Ugh. I was hoping that the book I hit the first Cannonball with was going to be an awesome epic. I selected this book on that premise. Post apocalyptic and highly regarded, I thought I was on to a winner. So I’m a little bit gutted that I flat out fucking hated this book.
So, a killer flu has offed 99.9% of the population. Still alive are Hig, his dog Jasper and Hig’s nearest neighbour, Bangley, a “gun-toting misanthrope” according to the synopsis. Bitch, please. Hig flies his 1956 Cessna out as far as he dares, looking for the possibility that some shred of civilisation survived. Hearing a voice on his radio one day, he risks it all to try and connect with a couple of survivors.

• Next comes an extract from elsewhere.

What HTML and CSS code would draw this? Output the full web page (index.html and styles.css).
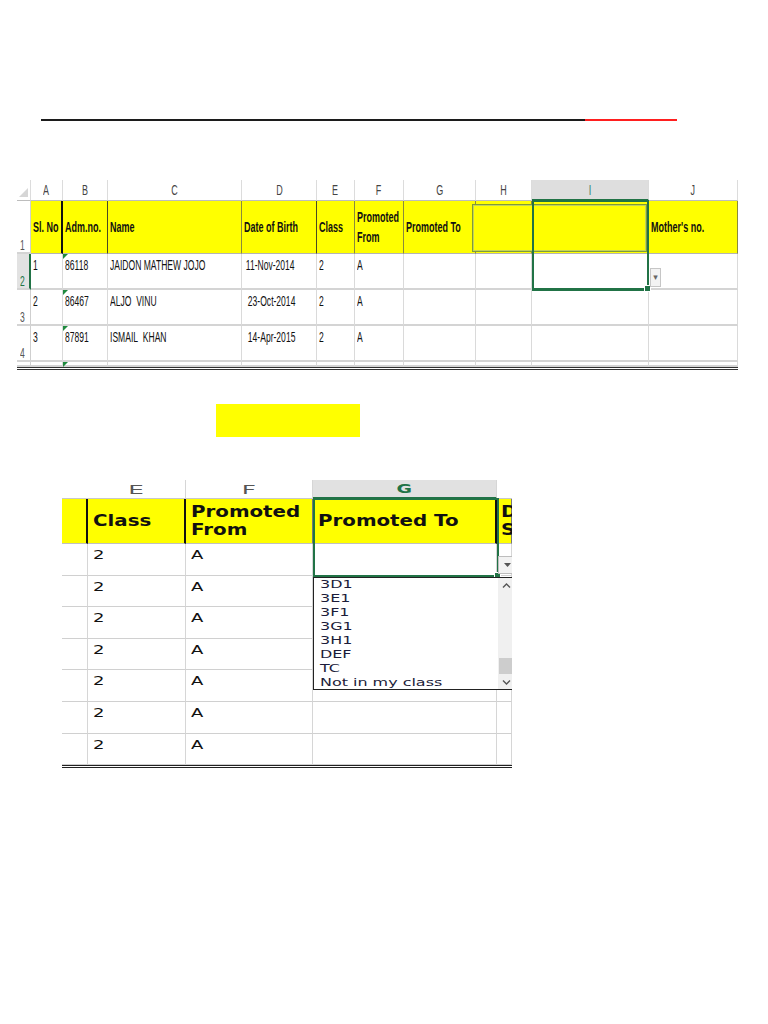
FILE: index.html
```html
<!DOCTYPE html>
<html>
<head>
<meta charset="utf-8">
<title>Promotion list</title>
<link rel="stylesheet" href="styles.css">
</head>
<body>
<div class="page">

  <div class="rule"><span class="black"></span><span class="red"></span></div>

  <!-- full sheet -->
  <div class="sheet sheet-a">
    <div class="grid">
      <div class="col corner"></div>
      <div class="col"><span class="t">A</span></div>
      <div class="col"><span class="t">B</span></div>
      <div class="col"><span class="t">C</span></div>
      <div class="col"><span class="t">D</span></div>
      <div class="col"><span class="t">E</span></div>
      <div class="col"><span class="t">F</span></div>
      <div class="col"><span class="t">G</span></div>
      <div class="col"><span class="t">H</span></div>
      <div class="col on"><span class="t">I</span></div>
      <div class="col"><span class="t">J</span></div>

      <div class="rh"><span class="t">1</span></div>
      <div class="hd black"><span class="t">Sl. No</span></div>
      <div class="hd dark"><span class="t">Adm.no.</span></div>
      <div class="hd"><span class="t">Name</span></div>
      <div class="hd dark"><span class="t">Date of Birth</span></div>
      <div class="hd"><span class="t">Class</span></div>
      <div class="hd"><span class="t">Promoted<br>From</span></div>
      <div class="hd"><span class="t">Promoted To</span></div>
      <div class="hd"></div>
      <div class="hd dark"></div>
      <div class="hd"><span class="t">Mother's no.</span></div>

      <div class="rh on"><span class="t">2</span></div>
      <div class="c"><span class="t">1</span></div>
      <div class="c flag"><span class="t">86118</span></div>
      <div class="c"><span class="t">JAIDON MATHEW JOJO</span></div>
      <div class="c r"><span class="t">11-Nov-2014</span></div>
      <div class="c"><span class="t">2</span></div>
      <div class="c"><span class="t">A</span></div>
      <div class="c"></div>
      <div class="c"></div>
      <div class="c"></div>
      <div class="c"></div>

      <div class="rh"><span class="t">3</span></div>
      <div class="c"><span class="t">2</span></div>
      <div class="c flag"><span class="t">86467</span></div>
      <div class="c"><span class="t">ALJO&nbsp; VINU</span></div>
      <div class="c r"><span class="t">23-Oct-2014</span></div>
      <div class="c"><span class="t">2</span></div>
      <div class="c"><span class="t">A</span></div>
      <div class="c"></div>
      <div class="c"></div>
      <div class="c"></div>
      <div class="c"></div>

      <div class="rh"><span class="t">4</span></div>
      <div class="c"><span class="t">3</span></div>
      <div class="c flag"><span class="t">87891</span></div>
      <div class="c"><span class="t">ISMAIL&nbsp; KHAN</span></div>
      <div class="c r"><span class="t">14-Apr-2015</span></div>
      <div class="c"><span class="t">2</span></div>
      <div class="c"><span class="t">A</span></div>
      <div class="c"></div>
      <div class="c"></div>
      <div class="c"></div>
      <div class="c"></div>

      <div class="rh"></div>
      <div class="c"></div>
      <div class="c flag"></div>
      <div class="c"></div>
      <div class="c"></div>
      <div class="c"></div>
      <div class="c"></div>
      <div class="c"></div>
      <div class="c"></div>
      <div class="c"></div>
      <div class="c"></div>
    </div>

    <div class="textbox"></div>
    <div class="selection"><i class="handle"></i></div>
    <div class="dd-btn">&#9662;</div>
  </div>

  <div class="marker"></div>

  <!-- close-up of the Promoted To list -->
  <div class="sheet sheet-b">
    <div class="grid">
      <div class="col"></div>
      <div class="col"><span class="t">E</span></div>
      <div class="col"><span class="t">F</span></div>
      <div class="col on"><span class="t">G</span></div>
      <div class="col end"></div>

      <div class="hd dark"></div>
      <div class="hd dark"><span class="t">Class</span></div>
      <div class="hd"><span class="t">Promoted<br>From</span></div>
      <div class="hd dark"><span class="t">Promoted To</span></div>
      <div class="hd cut"><span class="t">D<br>S</span></div>

      <div class="c first"></div><div class="c"><span class="t">2</span></div><div class="c"><span class="t">A</span></div><div class="c"></div><div class="c"></div>
      <div class="c first"></div><div class="c"><span class="t">2</span></div><div class="c"><span class="t">A</span></div><div class="c"></div><div class="c"></div>
      <div class="c first"></div><div class="c"><span class="t">2</span></div><div class="c"><span class="t">A</span></div><div class="c"></div><div class="c"></div>
      <div class="c first"></div><div class="c"><span class="t">2</span></div><div class="c"><span class="t">A</span></div><div class="c"></div><div class="c"></div>
      <div class="c first"></div><div class="c"><span class="t">2</span></div><div class="c"><span class="t">A</span></div><div class="c"></div><div class="c"></div>
      <div class="c first"></div><div class="c"><span class="t">2</span></div><div class="c"><span class="t">A</span></div><div class="c"></div><div class="c"></div>
      <div class="c first"></div><div class="c"><span class="t">2</span></div><div class="c"><span class="t">A</span></div><div class="c"></div><div class="c"></div>
    </div>

    <div class="selection"><i class="handle"></i></div>
    <div class="dd-btn">
      <svg width="7" height="4" viewBox="0 0 7 4"><path d="M0 0h7L3.5 4z" fill="#555"/></svg>
    </div>

    <div class="list">
      <ul>
        <li><span class="t">3D1</span></li>
        <li><span class="t">3E1</span></li>
        <li><span class="t">3F1</span></li>
        <li><span class="t">3G1</span></li>
        <li><span class="t">3H1</span></li>
        <li><span class="t">DEF</span></li>
        <li><span class="t">TC</span></li>
        <li><span class="t">Not in my class</span></li>
      </ul>
      <div class="scroll">
        <svg width="9" height="5" viewBox="0 0 9 5"><path d="M1 4.5L4.5 1L8 4.5" fill="none" stroke="#555" stroke-width="1.4"/></svg>
        <span class="thumb"></span>
        <svg width="9" height="5" viewBox="0 0 9 5"><path d="M1 0.5L4.5 4L8 0.5" fill="none" stroke="#555" stroke-width="1.4"/></svg>
      </div>
    </div>
  </div>

</div>
</body>
</html>
```

FILE: styles.css
```css
html,body{margin:0;padding:0;background:#fff;}
.page{padding-top:119px;}

/* title underline */
.rule{display:flex;margin-left:41px;}
.rule .black{width:544px;height:2px;background:#1c1c1c;}
.rule .red{width:92px;height:2px;background:#ff1f1f;}

.sheet{position:relative;}
.sheet .grid{display:grid;}
.sheet .grid > div{display:flex;box-sizing:border-box;min-width:0;}
.sheet .t{display:inline-block;white-space:nowrap;transform-origin:0 50%;}

/* ---- full sheet ---- */
.sheet-a{margin:59px 0 0 17px;width:721px;font:15px/20px "Liberation Sans",Arial,sans-serif;color:#111;}
.sheet-a .grid{
  grid-template-columns:14px 32px 45px 134px 75px 38px 49px 72px 56px 117px 89px;
  grid-template-rows:21px 53px 36px 36px 36px 5px;
  border-bottom:3px double #333;
}
.sheet-a .t{transform:scaleX(.57);}

.sheet-a .col{justify-content:center;align-items:center;border-right:1px solid #dcdcdc;border-bottom:1px solid #bdbdbd;color:#444;font-size:15px;}
.sheet-a .col .t{transform:scaleX(.6);transform-origin:50% 50%;}
.sheet-a .col.on{background:#dedede;color:#2b7d6b;border-bottom:2px solid #217346;}
.sheet-a .corner{justify-content:flex-end;align-items:flex-end;padding:0 2px 3px 0;}
.sheet-a .corner::after{content:"";border-left:9px solid transparent;border-bottom:9px solid #d6d6d6;}

.sheet-a .rh{align-items:flex-end;padding-left:3px;border-right:1px solid #cfcfcf;border-bottom:2px solid #d4d4d4;color:#555;line-height:14px;}
.sheet-a .rh.on{background:#e2e2e2;color:#217346;border-right:2px solid #217346;}

.sheet-a .hd{align-items:center;padding-left:2px;background:#ff0;font-weight:bold;border-right:1px solid #8a8a3c;border-bottom:1px solid #b4b4b4;}
.sheet-a .hd .t{transform:scaleX(.6);}
.sheet-a .hd.dark{border-right-color:#4a4a22;}
.sheet-a .hd.black{border-right:2px solid #111;}

.sheet-a .c{align-items:flex-start;padding:1px 2px 0;border-right:1px solid #dadada;border-bottom:2px solid #d4d4d4;}
/* dates sit right, short of the column edge */
.sheet-a .c.r{justify-content:flex-end;padding-right:21px;}
.sheet-a .c.r .t{transform-origin:100% 50%;}
.sheet-a .flag{position:relative;}
.sheet-a .flag::before{content:"";position:absolute;left:0;top:0;border-top:5px solid #1f8a3e;border-right:5px solid transparent;}

.sheet-a .textbox{position:absolute;left:455px;top:24px;width:175px;height:48px;box-sizing:border-box;background:#ff0;border:1px solid #7f9a3a;box-shadow:inset 0 0 0 1px #c2d35a;}
.sheet-a .selection{position:absolute;left:515px;top:20px;width:117px;height:91px;box-sizing:border-box;border:2px solid #217346;border-bottom-width:3px;}
.selection .handle{position:absolute;right:-4px;bottom:-4px;width:5px;height:5px;background:#217346;border:1px solid #fff;}
.sheet-a .dd-btn{position:absolute;left:633px;top:88px;width:11px;height:19px;box-sizing:border-box;background:#f3f3f3;border:1px solid #c6c6c6;color:#666;font:9px/17px "DejaVu Sans",sans-serif;text-align:center;}

/* yellow block */
.marker{margin:34px 0 0 216px;width:144px;height:33px;background:#ff0;}

/* ---- close-up ---- */
.sheet-b{margin:43px 0 0 62px;width:450px;overflow:hidden;font-family:"DejaVu Sans",Verdana,sans-serif;color:#111;}
.sheet-b .grid{
  grid-template-columns:26px 98px 127px 184px 15px;
  grid-template-rows:19px 45px 32px 31px 32px 31px 32px 32px 31px;
  border-bottom:3px double #222;
}
.sheet-b .col{justify-content:center;align-items:center;border-right:1px solid #d6d6d6;border-bottom:1px solid #c8c8c8;color:#555;font-size:13px;}
.sheet-b .col .t{transform:scaleX(1.9);transform-origin:50% 50%;}
.sheet-b .col:first-child,.sheet-b .col.end{border-right:0;}
.sheet-b .col.on{background:#e1e1e1;color:#217346;font-weight:bold;border-bottom:2px solid #217346;}
.sheet-b .col.on .t{transform:scaleX(1.45);}

.sheet-b .hd{align-items:center;padding-left:5px;background:#ff0;font:bold 15px/18px "DejaVu Sans",Verdana,sans-serif;border-right:1px solid #777;border-bottom:1px solid #c0c0c0;}
.sheet-b .hd.dark{border-right:2px solid #111;}
.sheet-b .hd .t{transform:scaleX(1.32);}
.sheet-b .hd.cut{padding-left:4px;}

.sheet-b .c{align-items:flex-start;padding:3px 5px 0;font-size:12px;line-height:16px;border-right:1px solid #d6d6d6;border-bottom:1px solid #d0d0d0;}
.sheet-b .c .t{transform:scaleX(1.5);}

.sheet-b .selection{position:absolute;left:251px;top:18px;width:186px;height:79px;box-sizing:border-box;border:2px solid #217346;}
.sheet-b .dd-btn{position:absolute;left:436px;top:76px;width:18px;height:18px;box-sizing:border-box;background:#f2f2f2;border:1px solid #bdbdbd;display:flex;align-items:center;justify-content:center;}

.list{position:absolute;left:251px;top:97px;width:203px;height:113px;box-sizing:border-box;display:flex;background:#fff;border:1px solid #222;}
.list ul{flex:1;margin:0;padding:0 0 0 6px;list-style:none;font-size:11px;line-height:14px;color:#1c1c3a;}
.list .t{transform:scaleX(1.45);}
.list .scroll{width:17px;background:#f0f0f0;display:flex;flex-direction:column;align-items:center;padding:5px 0 4px;box-sizing:border-box;}
.list .scroll .thumb{margin:auto 0 6px;width:15px;height:16px;background:#cdcdcd;}
```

The main issue I had with this book is that it’s murderously dull. And the reason I found it so effing boring is all due to Heller’s painfully flat and clipped style he’s adopted for Hig’s first person narrative. Randomly punctuated, oddly repetitive and seemingly too cool for speech marks, the way Heller chose to tell what is actually a good story took this from “promising” to “dear God, shoot me before I have to read another page of it”.
A true disappointment, and one in which I am a fairly lone dissenting voice, I admit. If you love E. Annie Proulx and The Passage, then this is your ideal book. If the former makes you want to set your face on fire and the latter was a crushing disappointment (ie, you’re me), then this really is one to avoid.